No, nicknames are decidedly a guy thing. For two reasons, according to linguistics and gender experts:

  1. Among peers, men give each other nicknames to establish camaraderie and belonging.
  2. Among bosses and their subordinates, nicknames are a means of asserting dominance.

“Nicknames are often tease-y,” says Occidental College sociology professor Lisa Wade. “They pick on something about a person — being short, tall, fat or skinny — and point it out.”

This kind of “shit talk” is a fundamental part of male bonding, Wade says. “In groups of men, you want to show you can throw harsh barbs, but also take them.
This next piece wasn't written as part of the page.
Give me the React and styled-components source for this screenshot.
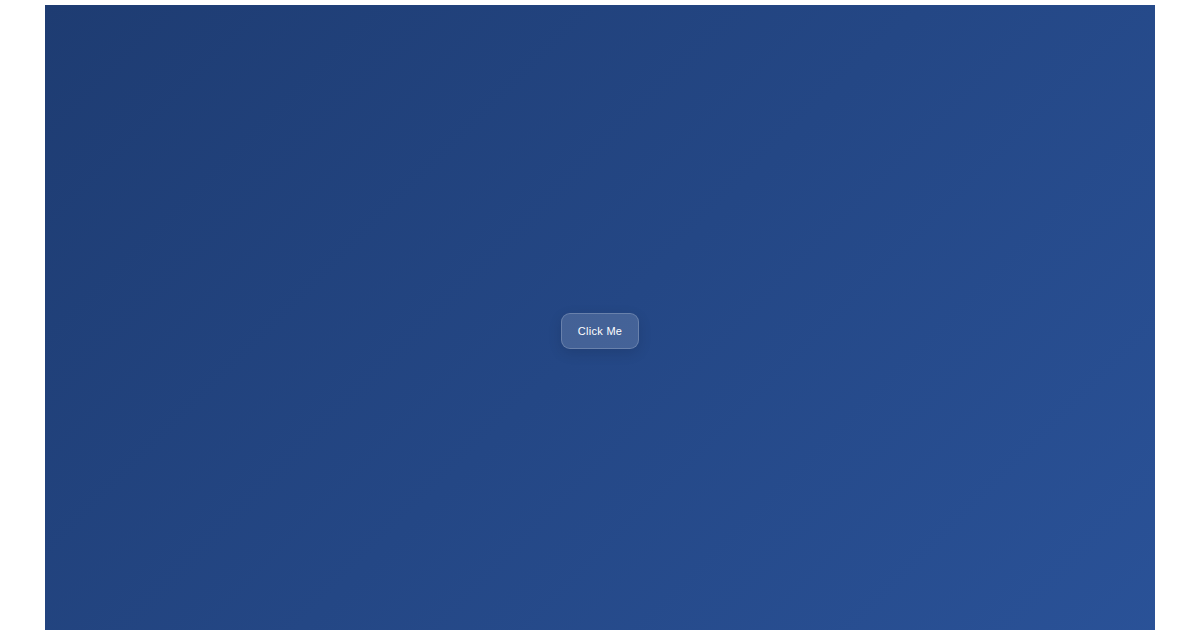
import styled, { createGlobalStyle } from "styled-components";

const Global = createGlobalStyle`
  html, body {
    margin: 0;
    padding: 0;
    background: #ffffff;
    font-family: "Liberation Sans", Arial, sans-serif;
  }
`;

const Page = styled.div`
  max-width: 1110px;
  margin: 5px auto 0;
  height: 652px;
  background: linear-gradient(135deg, #1e3c72 0%, #2a5298 100%);
  display: flex;
  align-items: center;
  justify-content: center;
`;

const GlassButton = styled.button`
  width: 78px;
  height: 36px;
  padding: 0;
  border-radius: 9px;
  border: 1px solid rgba(255, 255, 255, 0.2);
  background: rgba(255, 255, 255, 0.15);
  color: #ffffff;
  font-family: "Liberation Sans", Arial, sans-serif;
  font-size: 11px;
  letter-spacing: 0.3px;
  box-shadow: 0 4px 14px rgba(0, 0, 0, 0.12);
  cursor: pointer;
`;

export default function App() {
  return (
    <>
      <Global />
      <Page>
        <GlassButton>Click Me</GlassButton>
      </Page>
    </>
  );
}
And the tougher the ones you throw — and the harsher the ones you take — the higher up you are on this hierarchy.”

This isn’t done to be cruel, however, Wade points out. Men often use derogatory nicknames as a sign of trust and affection — “to show someone that you can know and push their soft spots, but not so hard that you’re going to actually hurt them.”
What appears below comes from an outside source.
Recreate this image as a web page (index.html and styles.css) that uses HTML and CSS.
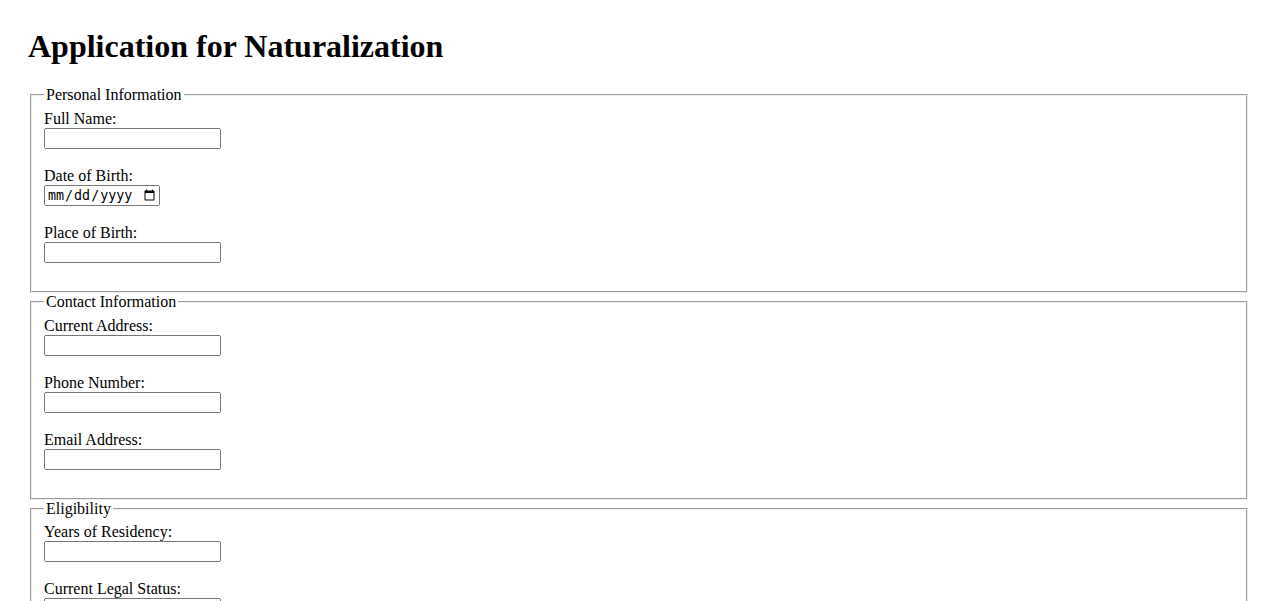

Among groups of male friends, nicknames also signify belonging and closeness, says Frank Nuessel, professor of linguistics at the University of Louisville. When only people in your friend group are privy to your nickname, the nickname, no matter how demeaning, is sacred. “You belong to this group, clique, gang, whatever you call it, and therefore, you have the right to use a person’s nickname,” he says. “And if someone wants to join the group, they have to accept the nickname you give them.”
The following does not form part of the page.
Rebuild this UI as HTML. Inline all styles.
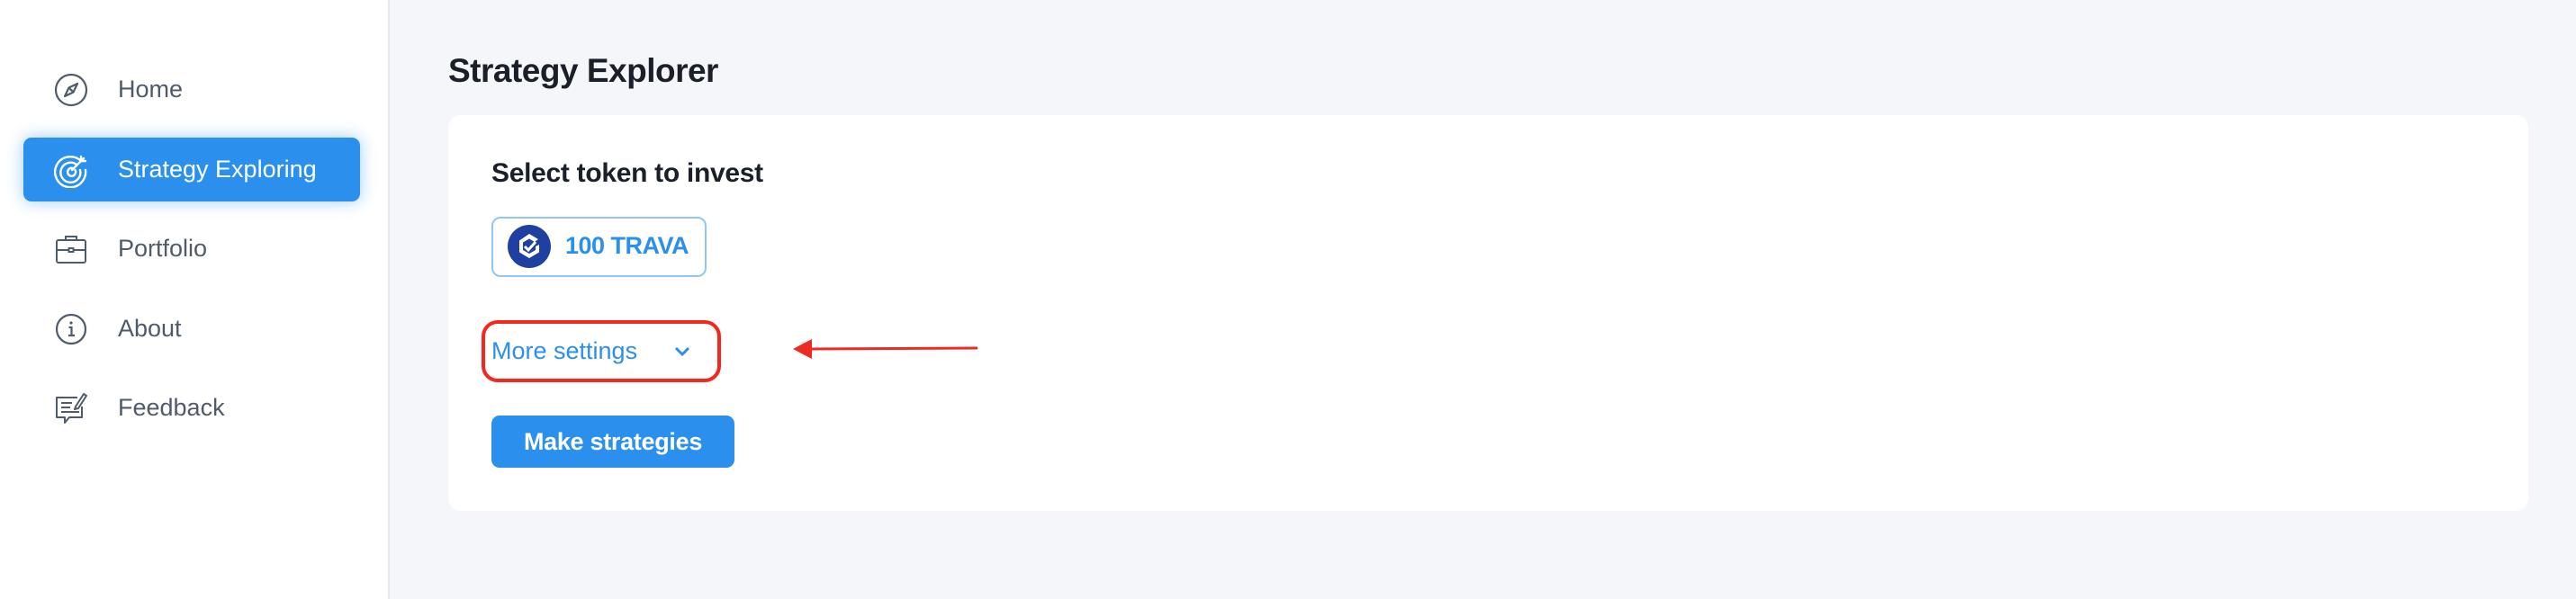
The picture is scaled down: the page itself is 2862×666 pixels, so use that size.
<!DOCTYPE html>
<html><head><meta charset="utf-8"><style>
*{margin:0;padding:0;box-sizing:border-box}
body{width:2862px;height:666px;background:#f5f6fa;font-family:"Liberation Sans",Arial,sans-serif;position:relative;overflow:hidden}
.side{position:absolute;left:0;top:0;width:433px;height:666px;background:#fff;border-right:2px solid #e6e8ee}
.item{position:absolute;left:26px;width:374px;height:71px;display:flex;align-items:center;color:#4f5b6b;font-size:27px}
.item svg{position:absolute;left:34px;top:50%;transform:translateY(-50%)}
.item span{position:absolute;left:105px}
.active{background:#2b8fed;color:#fff;border-radius:9px;box-shadow:0 0 18px rgba(43,143,237,.45)}
.title{position:absolute;left:498px;top:58px;font-size:37px;font-weight:bold;color:#1a1f29;letter-spacing:-.5px}
.card{position:absolute;left:498px;top:128px;width:2311px;height:440px;background:#fff;border-radius:14px}
.abs{position:absolute}
</style></head><body>
<div class="side">
 <div class="item" style="top:64px"><svg width="38" height="38" viewBox="0 0 38 38" fill="none" stroke="#4f5b6b" stroke-width="2.2"><circle cx="19" cy="19" r="17"/><path d="M26 12 L21.5 21.5 L12 26 L16.5 16.5 Z" stroke-linejoin="round"/><path d="M16.5 16.5 L21.5 21.5"/></svg><span>Home</span></div>
 <div class="item active" style="top:153px"><svg width="40" height="40" viewBox="0 0 40 40" fill="none" stroke="#fff" stroke-width="2.4" stroke-linecap="round"><path d="M30 10 A17 17 0 1 0 35 20"/><path d="M25 14 A11 11 0 1 0 29 20"/><path d="M21 18 A4.5 4.5 0 1 0 23.5 20"/><path d="M20 20 L33 7"/><path d="M30 5 L30 10 L35 10"/></svg><span>Strategy Exploring</span></div>
 <div class="item" style="top:241px"><svg width="38" height="38" viewBox="0 0 38 38" fill="none" stroke="#4f5b6b" stroke-width="2"><rect x="3" y="9" width="32" height="25" rx="2"/><path d="M13 9 V5 H25 V9"/><path d="M3 20 H35"/><rect x="16.5" y="18" width="5" height="4" fill="#fff"/></svg><span>Portfolio</span></div>
 <div class="item" style="top:330px"><svg width="38" height="38" viewBox="0 0 38 38" fill="none" stroke="#4f5b6b" stroke-width="2.2"><circle cx="19" cy="19" r="16"/><circle cx="19" cy="12" r="1.6" fill="#4f5b6b" stroke="none"/><path d="M16.5 17 H19.5 V26 M16 26 H23"/></svg><span>About</span></div>
 <div class="item" style="top:418px"><svg width="38" height="40" viewBox="0 0 38 40" fill="none" stroke="#4f5b6b" stroke-width="2" stroke-linejoin="round"><path d="M26 8 H3 V30 H12 V36 L17 30 H31 V18"/><path d="M8 14 H20 M8 19 H18 M8 24 H28"/><path d="M24 18 L33 4 L36 6 L27 20 L23 21 Z"/></svg><span>Feedback</span></div>
</div>
<div class="title">Strategy Explorer</div>
<div class="card"></div>
<div class="abs" style="left:546px;top:176px;font-size:30px;font-weight:bold;color:#1a1f29;letter-spacing:-.3px">Select token to invest</div>
<div class="abs" style="left:546px;top:241px;width:239px;height:67px;border:2px solid #92c6f4;border-radius:10px"></div>
<svg class="abs" style="left:564px;top:250px" width="48" height="48" viewBox="0 0 48 48"><circle cx="24" cy="24" r="24" fill="#1f3fa1"/><path d="M24 10 L34 16 L30 19 L24 15.5 L17 19.5 V28 L24 32 L31 28 V24 L35 22 V30.5 L24 37 L13 30.5 V17.5 Z" fill="#fff"/><path d="M19 24 L23 28 L31 19" stroke="#fff" stroke-width="3" fill="none"/></svg>
<div class="abs" style="left:628px;top:258px;font-size:27px;color:#2b8fed;font-weight:bold;letter-spacing:-.5px">100 TRAVA</div>
<div class="abs" style="left:535px;top:356px;width:266px;height:69px;border:4px solid #f5271d;border-radius:18px"></div>
<div class="abs" style="left:546px;top:375px;font-size:27px;color:#2b8fed">More settings</div>
<svg class="abs" style="left:748px;top:384px" width="20" height="14" viewBox="0 0 20 14"><path d="M3 3 L10 10 L17 3" stroke="#2b8fed" stroke-width="3" fill="none"/></svg>
<svg class="abs" style="left:878px;top:374px" width="212" height="28" viewBox="0 0 212 28"><path d="M3 14 L24 3 L24 25 Z" fill="#ee2a22"/><path d="M20 14 L208 13" stroke="#ee2a22" stroke-width="3"/></svg>
<div class="abs" style="left:546px;top:462px;width:270px;height:58px;background:#2b8fed;border-radius:9px;color:#fff;font-size:27px;font-weight:bold;display:flex;align-items:center;justify-content:center;letter-spacing:-.3px">Make strategies</div>
</body></html>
While there’s little statistical evidence showing that giving nicknames is a distinctly male behavior, Nuessel says it does seem like a “male thing,” and is often learned playing sports.

Indiana University linguistics expert Michael Adams says that he’s unsure if nicknaming is a general a male phenomenon, but he’s certain that the serial nicknaming Trump favors is a predominantly male trait, especially when it occurs in adulthood. To neglect someone’s actual name, and instead refer to them by a nickname you give them, is to exert power over them. “One way to insist on your authority is to have the naming power over the people around you,” Adam says. “And this is something Trump obviously revels in, and as an autocratic business leader, he’s likely done it for decades.”

That must be why Trump calls himself “The Closer.”